Arguments for a proper rowboat

Guest perspective/Christopher Birch

The longer I have been around boats, the more I have come to appreciate the small ones. When I was young, I dreamed of how grand it would be to have a massive sailing yacht of my very own. Now, some years later, my heart skips a beat for a more simple craft. For pure simplicity, nothing beats a rowboat.

I love rowboats. They cut to the heart of what we all admire about boats. The rower, low to the sea, diligently repeats the same arc of motion, and in so doing fruitfully propels him or her self from point A to point B with grace and dignity. The rower is content in the knowledge that nothing more than skill and effort made the trip possible.

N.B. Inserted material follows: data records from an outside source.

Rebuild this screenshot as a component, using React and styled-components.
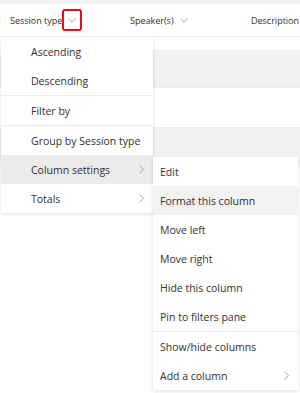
import React from "react";
import styled, { createGlobalStyle } from "styled-components";

const Global = createGlobalStyle`
  html, body { margin: 0; padding: 0; background: #fff; }
  body { font-family: "Open Sans", "Noto Sans", Arial, sans-serif; }
`;

const Page = styled.div`
  position: relative;
  width: 300px;
  height: 393px;
  overflow: hidden;
  background: #fff;
`;

const TopStrip = styled.div`
  height: 4px;
  background: #f3f3f3;
`;

const HeaderRow = styled.div`
  display: flex;
  align-items: center;
  height: 32px;
  border-bottom: 1px solid #efefef;
  font-size: 9px;
  color: #323130;
  white-space: nowrap;
`;

const HeaderCell = styled.div`
  display: flex;
  align-items: center;
  gap: 6px;
  flex: 0 0 ${(p) => p.$w}px;
  padding-left: ${(p) => p.$pl}px;
  box-sizing: border-box;
  overflow: hidden;
`;

const Row = styled.div`
  height: ${(p) => p.$h}px;
  background: ${(p) => (p.$gray ? "#f1f1f1" : "#fff")};
  border-bottom: ${(p) => (p.$line ? "1px solid #ebebeb" : "none")};
  box-sizing: border-box;
`;

const Highlight = styled.div`
  position: absolute;
  left: 62px;
  top: 9px;
  width: 20px;
  height: 22px;
  box-sizing: border-box;
  border: 2px solid #e8101a;
  border-radius: 3px;
`;

const Menu = styled.div`
  position: absolute;
  left: ${(p) => p.$x}px;
  top: ${(p) => p.$y}px;
  width: ${(p) => p.$w}px;
  background: #fff;
  box-shadow: 0 1.6px 3.6px rgba(0, 0, 0, 0.13), 0 0.3px 0.9px rgba(0, 0, 0, 0.11);
  display: flex;
  flex-direction: column;
  font-size: 10.5px;
  color: #323130;
`;

const Item = styled.div`
  display: flex;
  align-items: center;
  justify-content: space-between;
  height: 29px;
  padding-left: ${(p) => p.$pl}px;
  padding-right: 9px;
  background: ${(p) => p.$bg || "transparent"};
  white-space: nowrap;
`;

const Divider = styled.div`
  height: 1px;
  background: #edebe9;
`;

const Down = () => (
  <svg width="8" height="5" viewBox="0 0 8 5" fill="none">
    <path d="M0.4 0.6 L4 4.2 L7.6 0.6" stroke="#8a8886" strokeWidth="0.8" />
  </svg>
);

const Right = () => (
  <svg width="5" height="9" viewBox="0 0 5 9" fill="none">
    <path d="M0.6 0.5 L4.4 4.5 L0.6 8.5" stroke="#a19f9d" strokeWidth="0.9" />
  </svg>
);

const mainItems = [
  { t: "Ascending" },
  { t: "Descending", div: true },
  { t: "Filter by", div: true },
  { t: "Group by Session type" },
  { t: "Column settings", sub: true, bg: "#edebe9" },
  { t: "Totals", sub: true },
];

const subItems = [
  { t: "Edit" },
  { t: "Format this column", bg: "#f3f2f1" },
  { t: "Move left" },
  { t: "Move right" },
  { t: "Hide this column" },
  { t: "Pin to filters pane", div: true },
  { t: "Show/hide columns" },
  { t: "Add a column", sub: true },
];

const renderItems = (items, pl) =>
  items.map((it) => (
    <React.Fragment key={it.t}>
      <Item $pl={pl} $bg={it.bg}>
        <span>{it.t}</span>
        {it.sub && <Right />}
      </Item>
      {it.div && <Divider />}
    </React.Fragment>
  ));

export default function App() {
  return (
    <>
      <Global />
      <Page>
        <TopStrip />
        <HeaderRow>
          <HeaderCell $w={120} $pl={10}>
            Session type <Down />
          </HeaderCell>
          <HeaderCell $w={121} $pl={10}>
            Speaker(s) <Down />
          </HeaderCell>
          <HeaderCell $w={59} $pl={10}>
            Description
          </HeaderCell>
        </HeaderRow>
        <Row $h={13} />
        <Row $h={38} $gray $line />
        <Row $h={40} $line />
        <Row $h={38} $gray />
        <Highlight />
        <Menu $x={1} $y={37} $w={152}>
          {renderItems(mainItems, 30)}
        </Menu>
        <Menu $x={153} $y={157} $w={145}>
          {renderItems(subItems, 7)}
        </Menu>
      </Page>
    </>
  );
}
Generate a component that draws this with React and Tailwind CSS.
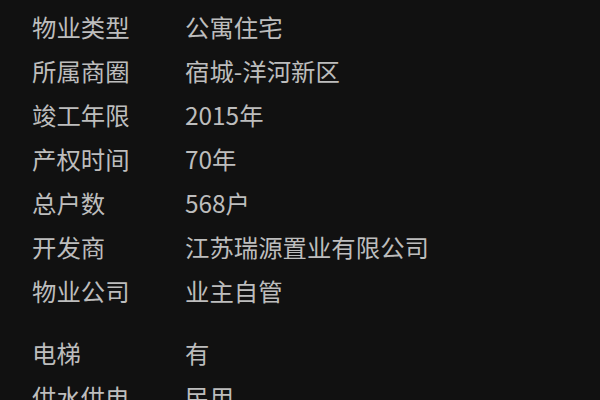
import React from 'react';

// Property info list, first group then utilities group
const mainRows = [
  ['物业类型', '公寓住宅'],
  ['所属商圈', '宿城-洋河新区'],
  ['竣工年限', '2015年'],
  ['产权时间', '70年'],
  ['总户数', '568户'],
  ['开发商', '江苏瑞源置业有限公司'],
  ['物业公司', '业主自管'],
];

const extraRows = [
  ['电梯', '有'],
  ['供水供电', '民用'],
];

const InfoRow = ({ label, value }) => (
  <div className="flex h-[44px] items-center">
    <div className="w-[153px] shrink-0">{label}</div>
    <div>{value}</div>
  </div>
);

const App = () => {
  return (
    <div
      className="w-[600px] h-[400px] overflow-hidden bg-[#111111] text-[#bdbdbd] text-[24.4px] leading-none pl-[32px] pt-[5px]"
      style={{ fontFamily: '"Noto Sans CJK SC", "Noto Sans", sans-serif' }}
    >
      <div className="flex flex-col">
        {mainRows.map(([label, value]) => (
          <InfoRow key={label} label={label} value={value} />
        ))}
      </div>
      <div className="flex flex-col mt-[18px]">
        {extraRows.map(([label, value]) => (
          <InfoRow key={label} label={label} value={value} />
        ))}
      </div>
    </div>
  );
};

export default App;
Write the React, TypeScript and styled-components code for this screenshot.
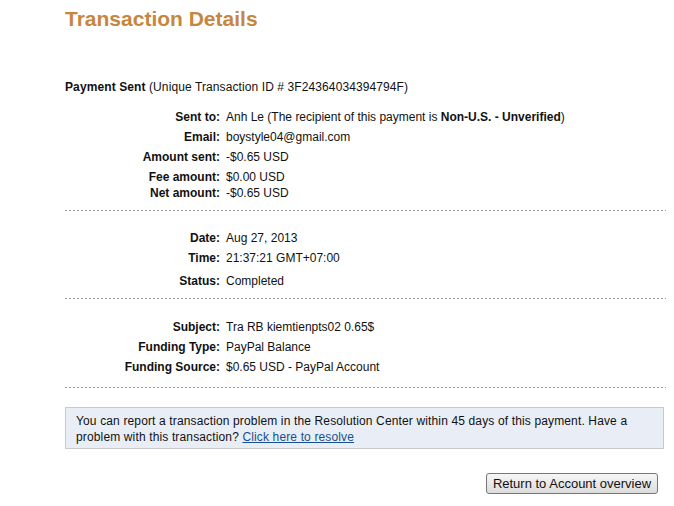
import React from 'react';
import styled, { createGlobalStyle } from 'styled-components';

const GlobalStyle = createGlobalStyle`
  body {
    margin: 0;
    background: #fff;
    font-family: Arial, "Liberation Sans", sans-serif;
    font-size: 12px;
    color: #111;
  }
`;

const Page = styled.div`
  width: 600px;
  padding: 7px 0 0 65px;
`;

const Title = styled.h1`
  margin: 0;
  font-size: 21px;
  line-height: 24px;
  font-weight: bold;
  color: #c7863f;
`;

const Heading = styled.div`
  margin-top: 48px;
  line-height: 16px;
  letter-spacing: 0.1px;
`;

const Details = styled.div<{ $gap: number }>`
  display: grid;
  grid-template-columns: 155px 1fr;
  column-gap: 6px;
  margin-top: ${({ $gap }) => $gap}px;
`;

const Label = styled.div<{ $top?: number }>`
  text-align: right;
  font-weight: bold;
  line-height: 16px;
  margin-top: ${({ $top }) => $top ?? 0}px;
`;

const Value = styled.div<{ $top?: number }>`
  line-height: 16px;
  margin-top: ${({ $top }) => $top ?? 0}px;
`;

const Dots = styled.div<{ $gap: number }>`
  height: 1px;
  width: 601px;
  margin-top: ${({ $gap }) => $gap}px;
  background: repeating-linear-gradient(to right, #9a9a9a 0 2px, transparent 2px 4px);
`;

const Notice = styled.div`
  margin-top: 19px;
  width: 577px;
  padding: 5px 10px 3px 10px;
  background: #e9eef6;
  border: 1px solid #c9c9c9;
  line-height: 16px;
  letter-spacing: 0.14px;
`;

const ResolveLink = styled.a`
  color: #1a4f8c;
  text-decoration: underline;
`;

const Actions = styled.div`
  width: 593px;
  display: flex;
  justify-content: flex-end;
  margin-top: 24px;
`;

const Button = styled.button`
  height: 21px;
  width: 172px;
  padding: 0;
  font-family: Arial, "Liberation Sans", sans-serif;
  font-size: 13px;
  color: #111;
  border: 1px solid #777;
  border-radius: 3px;
  background: linear-gradient(#f6f6f6, #dcdcdc);
`;

type Row = { label: string; value: React.ReactNode; top?: number };

const rowsA: Row[] = [
  {
    label: 'Sent to:',
    value: (
      <>
        Anh Le (The recipient of this payment is <b>Non-U.S. - Unverified</b>)
      </>
    ),
  },
  { label: 'Email:', value: 'boystyle04@gmail.com', top: 4 },
  { label: 'Amount sent:', value: '-$0.65 USD', top: 4 },
  { label: 'Fee amount:', value: '$0.00 USD', top: 4 },
  { label: 'Net amount:', value: '-$0.65 USD', top: 0 },
];

const rowsB: Row[] = [
  { label: 'Date:', value: 'Aug 27, 2013' },
  { label: 'Time:', value: '21:37:21 GMT+07:00', top: 4 },
  { label: 'Status:', value: 'Completed', top: 7 },
];

const rowsC: Row[] = [
  { label: 'Subject:', value: 'Tra RB kiemtienpts02 0.65$' },
  { label: 'Funding Type:', value: 'PayPal Balance', top: 4 },
  { label: 'Funding Source:', value: '$0.65 USD - PayPal Account', top: 4 },
];

const Section: React.FC<{ rows: Row[]; gap: number }> = ({ rows, gap }) => (
  <Details $gap={gap}>
    {rows.map((r) => (
      <React.Fragment key={r.label}>
        <Label $top={r.top}>{r.label}</Label>
        <Value $top={r.top}>{r.value}</Value>
      </React.Fragment>
    ))}
  </Details>
);

export default function App() {
  return (
    <Page>
      <GlobalStyle />
      <Title>Transaction Details</Title>
      <Heading>
        <b>Payment Sent</b> (Unique Transaction ID # 3F24364034394794F)
      </Heading>
      <Section rows={rowsA} gap={14} />
      <Dots $gap={9} />
      <Section rows={rowsB} gap={19} />
      <Dots $gap={9} />
      <Section rows={rowsC} gap={20} />
      <Dots $gap={12} />
      <Notice>
        You can report a transaction problem in the Resolution Center within 45 days of this payment. Have a
        problem with this transaction? <ResolveLink href="#">Click here to resolve</ResolveLink>
      </Notice>
      <Actions>
        <Button>Return to Account overview</Button>
      </Actions>
    </Page>
  );
}
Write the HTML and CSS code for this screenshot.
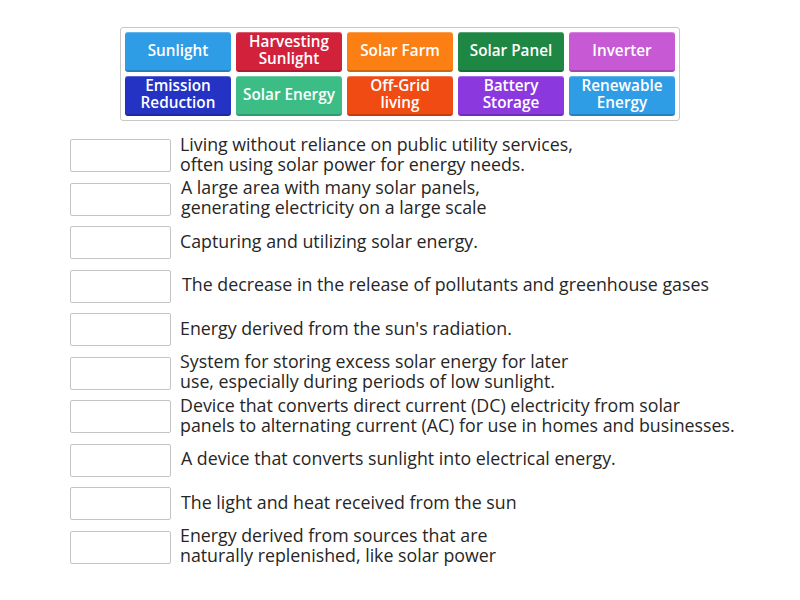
FILE: index.html
```html
<!DOCTYPE html>
<html lang="en">
<head>
    <meta charset="UTF-8">
    <meta name="viewport" content="width=device-width, initial-scale=1.0">
    <title>Match up</title>
    <link rel="stylesheet" href="styles.css">
</head>
<body>
    <div class="bank">
        <div class="tile blue">Sunlight</div>
        <div class="tile red">Harvesting<br>Sunlight</div>
        <div class="tile orange">Solar Farm</div>
        <div class="tile green">Solar Panel</div>
        <div class="tile pink">Inverter</div>
        <div class="tile navy">Emission<br>Reduction</div>
        <div class="tile teal">Solar Energy</div>
        <div class="tile vermilion">Off-Grid<br>living</div>
        <div class="tile purple">Battery<br>Storage</div>
        <div class="tile blue">Renewable<br>Energy</div>
    </div>
    <!-- definitions -->
    <div class="list">
        <div class="row"><div class="slot"></div><p>Living without reliance on public utility services,<br>often using solar power for energy needs.</p></div>
        <div class="row"><div class="slot"></div><p class="nudge">A large area with many solar panels,<br>generating electricity on a large scale</p></div>
        <div class="row"><div class="slot"></div><p>Capturing and utilizing solar energy.</p></div>
        <div class="row"><div class="slot"></div><p class="nudge2">The decrease in the release of pollutants and greenhouse gases</p></div>
        <div class="row"><div class="slot"></div><p>Energy derived from the sun's radiation.</p></div>
        <div class="row"><div class="slot"></div><p>System for storing excess solar energy for later<br>use, especially during periods of low sunlight.</p></div>
        <div class="row"><div class="slot"></div><p>Device that converts direct current (DC) electricity from solar<br>panels to alternating current (AC) for use in homes and businesses.</p></div>
        <div class="row"><div class="slot"></div><p class="nudge">A device that converts sunlight into electrical energy.</p></div>
        <div class="row"><div class="slot"></div><p class="nudge">The light and heat received from the sun</p></div>
        <div class="row"><div class="slot"></div><p>Energy derived from sources that are<br>naturally replenished, like solar power</p></div>
    </div>
</body>
</html>
```

FILE: styles.css
```css
body{margin: 0;padding-bottom: 30px;font-family: "Open Sans", "Liberation Sans", sans-serif;color: #262626;background: #fff;}
.bank{width: 550px;margin: 27px auto 0;border: 1px solid #c8c8c8;border-radius: 3px;padding: 4px;display: grid;grid-template-columns: repeat(5, 106px);grid-auto-rows: 40px;column-gap: 5px;row-gap: 4px;}
.tile{display: flex;align-items: center;justify-content: center;text-align: center;color: #fff;font-weight: 600;font-size: 15.3px;line-height: 17px;padding-bottom: 2px;border-radius: 3px;border-bottom: 2px solid rgba(0,0,0,0.18);box-shadow: inset 0 1px 0 rgba(255,255,255,0.25);}
.blue{background: #2f9de6;}
.red{background: #d2223b;}
.orange{background: #fb7f12;}
.green{background: #1f8744;}
.pink{background: #c75ad4;}
.navy{background: #2433c4;}
.teal{background: #3dbd86;}
.vermilion{background: #f04b12;}
.purple{background: #8c38df;}
.list{margin: 18px 0 0 70px;display: flex;flex-direction: column;gap: 10.56px;}
.row{height: 33px;display: flex;align-items: center;gap: 9px;}
.slot{width: 99px;height: 31px;border: 1px solid #c4c4c4;border-radius: 2px;background: #fff;flex: none;}
.row p{margin: 0 0 4px;font-size: 17.8px;line-height: 20px;white-space: nowrap;}
.nudge{padding-left: 1px;}
.nudge2{padding-left: 2px;}
```
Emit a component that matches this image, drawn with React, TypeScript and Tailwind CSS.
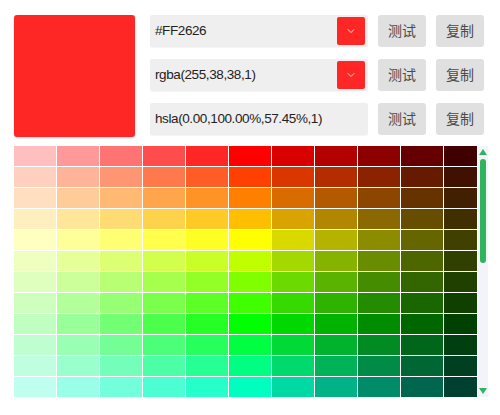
import { ChevronDown } from 'lucide-react';

// Palette: 24 hue rows, 11 columns (tints -> pure -> shades)
const HUES = Array.from({ length: 24 }, (_, i) => i * 15);
const LIGHTNESS = [87.5, 80, 72.5, 65, 57.5, 50, 42.5, 35, 27.5, 20, 12.5];

function ValueRow({ value, dropdown }: { value: string; dropdown?: boolean }) {
  return (
    <div className="flex items-center gap-[10px]">
      <div className="flex h-8 w-[218px] items-center justify-between rounded-[2px] bg-[#efefef] pl-[5px] pr-[3px] shadow-[0_1px_1px_rgba(0,0,0,0.04)]">
        <span className="text-[13.5px] tracking-[-0.4px] text-[#222]">{value}</span>
        {dropdown && (
          <button className="flex h-7 w-7 items-center justify-center rounded-[2px] bg-[#ff2626]">
            <ChevronDown className="h-3 w-3 text-white" strokeWidth={1.6} />
          </button>
        )}
      </div>
      <button className="h-8 w-12 rounded-[3px] bg-[#e0e0e0] text-[14px] text-[#4a4a4a]">测试</button>
      <button className="h-8 w-12 rounded-[3px] bg-[#e0e0e0] text-[14px] text-[#4a4a4a]">复制</button>
    </div>
  );
}

function FakeScrollbar() {
  return (
    <div className="flex h-[251px] w-[10px] flex-col items-center bg-[#f2f4f9]">
      <svg width="10" height="8" viewBox="0 0 10 8" className="mt-[2px]">
        <path d="M5 1 L9 7 L1 7 Z" fill="#2fb35c" />
      </svg>
      <div className="mt-[3px] h-[104px] w-[6px] rounded-full bg-[#2fb35c]" />
      <div className="flex-1" />
      <svg width="10" height="8" viewBox="0 0 10 8" className="mb-[2px]">
        <path d="M1 1 L9 1 L5 7 Z" fill="#2fb35c" />
      </svg>
    </div>
  );
}

export default function App() {
  return (
    <div
      className="flex h-[415px] w-[500px] flex-col bg-white pl-[14px] pt-[15px]"
      style={{ fontFamily: '"Liberation Sans", Arial, "Noto Sans CJK SC", sans-serif' }}
    >
      <div className="flex gap-[15px]">
        <div className="h-[122px] w-[121px] rounded-[3px] bg-[#ff2626] shadow-[0_1px_2px_rgba(0,0,0,0.15)]" />
        <div className="flex flex-col gap-[12px]">
          <ValueRow value="#FF2626" dropdown />
          <ValueRow value="rgba(255,38,38,1)" dropdown />
          <ValueRow value="hsla(0.00,100.00%,57.45%,1)" />
        </div>
      </div>

      <div className="mt-[9px] flex gap-px">
        <div className="h-[251px] w-[463px] overflow-hidden">
          <div className="grid grid-cols-[repeat(10,42px)_1fr] gap-px bg-white">
            {HUES.map((h) =>
              LIGHTNESS.map((l, c) => (
                <div
                  key={`${h}-${c}`}
                  className="h-5"
                  style={{ backgroundColor: `hsl(${h}, 100%, ${l}%)` }}
                />
              ))
            )}
          </div>
        </div>
        <FakeScrollbar />
      </div>
    </div>
  );
}
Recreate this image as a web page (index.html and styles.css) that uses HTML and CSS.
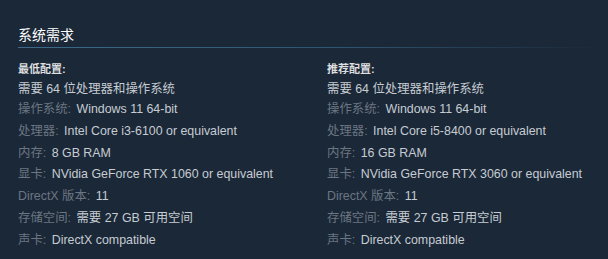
FILE: index.html
```html
<!DOCTYPE html>
<html lang="zh-CN">
<head>
<meta charset="utf-8">
<title>系统需求</title>
<link rel="stylesheet" href="styles.css">
</head>
<body>
<section class="sysreq">
  <h2 class="title">系统需求</h2>
  <div class="cols">
    <div class="col">
      <div class="heading">最低配置:</div>
      <ul class="list">
        <li class="first">需要 64 位处理器和操作系统</li>
        <li><span class="lbl">操作系统:</span> Windows 11 64-bit</li>
        <li><span class="lbl">处理器:</span> Intel Core i3-6100 or equivalent</li>
        <li><span class="lbl">内存:</span> 8 GB RAM</li>
        <li><span class="lbl">显卡:</span> NVidia GeForce RTX 1060 or equivalent</li>
        <li><span class="lbl">DirectX 版本:</span> 11</li>
        <li><span class="lbl">存储空间:</span> 需要 27 GB 可用空间</li>
        <li><span class="lbl">声卡:</span> DirectX compatible</li>
      </ul>
    </div>
    <div class="col">
      <div class="heading">推荐配置:</div>
      <ul class="list">
        <li class="first">需要 64 位处理器和操作系统</li>
        <li><span class="lbl">操作系统:</span> Windows 11 64-bit</li>
        <li><span class="lbl">处理器:</span> Intel Core i5-8400 or equivalent</li>
        <li><span class="lbl">内存:</span> 16 GB RAM</li>
        <li><span class="lbl">显卡:</span> NVidia GeForce RTX 3060 or equivalent</li>
        <li><span class="lbl">DirectX 版本:</span> 11</li>
        <li><span class="lbl">存储空间:</span> 需要 27 GB 可用空间</li>
        <li><span class="lbl">声卡:</span> DirectX compatible</li>
      </ul>
    </div>
  </div>
</section>
</body>
</html>
```
FILE: styles.css
```css
html, body {
  margin: 0;
  padding: 0;
  background: #1b2838;
  height: 100%;
}
body {
  font-family: "Liberation Sans", Arial, "Noto Sans CJK SC", sans-serif;
  overflow: hidden;
}
.sysreq {
  padding: 25px 8px 0 18px;
}
.title {
  margin: 0;
  font-size: 14px;
  font-weight: normal;
  line-height: 20px;
  color: #ffffff;
  padding-bottom: 2px;
  border-bottom: 1px solid transparent;
  border-image: linear-gradient(to right, #3c6a8a 0%, #2f5670 55%, rgba(27,40,56,0) 100%) 1;
}
.cols {
  display: grid;
  grid-template-columns: 309px 1fr;
  padding-top: 14px;
}
.heading {
  font-size: 11px;
  font-weight: bold;
  line-height: 14px;
  color: #dcdedf;
}
.list {
  list-style: none;
  margin: 3px 0 0;
  padding: 0;
  font-size: 12.4px;
  color: #c6ccd2;
}
.list li {
  line-height: 21.8px;
  white-space: nowrap;
}
.list li.first {
  line-height: 20px;
}
.lbl {
  color: #6b7682;
  margin-right: 2px;
}
```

The boats themselves can reach the highest levels of yacht style. Form following function on a fine rowboat provides for low freeboard, a graceful sheer, sharp ends, and the most perfect waterline. The oars are so basic, and, much like the ivory tusk of an elephant, so potent. Long, balanced, lean, powerful – a fine oar is fine art.

Then there is the rubber tender with its heavy outboard motor, a blight on the sailing community worldwide. Never before have such ungainly lines emerged from a naval architect’s pencil. Little more than a car-tire inner tube, the inflatable dinghy cannot be rowed into the slightest breeze – even by the finest rower. And this is a task that certainly will need to be accomplished with great regularity thanks to its sour marriage to the filthy, unreliable menace named the outboard motor.

Ten things you will never hear the proud owner of a proper rowing tender say:

1. “My boat blew up when my dinghy gas can spilled in my cockpit locker.”

2. “My child was maimed by the prop on my dinghy motor.”

3. “I can’t go sailing this weekend; my dinghy motor is in the shop.”

4. “The ethanol in my dinghy fuel is ruining my summer.”

5. “I can’t attend your graduation, son, because I need to go to the RMV to renew the registration on my dinghy.”

6. “The ugly registration numbers keep falling off my dinghy, making it look even uglier.”

7. “I wish my dinghy wasn’t so sticky and ugly.”

8. “I threw my back out trying to lift my dinghy motor.”

9. “I can’t believe how much it cost to have my dinghy engine winterized.”

10. “I don’t know how to row.”

The rubber tender is an excellent example of change in the name of progress that came up short. It is the snowboard to the ski, the leaf blower to the rake, the text to the letter, the skinny mango-berry daiquiri to the martini.

One of the finest joys in life is teaching a young person to row. Don’t miss a chance at that. Don’t miss the magnificent, silent drift just after the last stroke. Don’t miss out on the simple satisfaction that comes with rowing your own boat, perhaps even one you built yourself. Choose to skip all the silliness associated with having a condom craft on your towline.

I have learned that I can accurately gauge how well I will like a new harbor by taking a quick look at the dinghy dock. If I see a lot of rubber getting old under a cloud of gas fumes, I should probably move on. If I see a handsome collection of lovingly varnished clear spruce oars with mahogany inlaid tips, well that’s the place for me.

Chris Birch is the proprietor of Birch Marine Inc., on Long Wharf in Boston, where he has been building, restoring and maintaining boats for the past 33 years.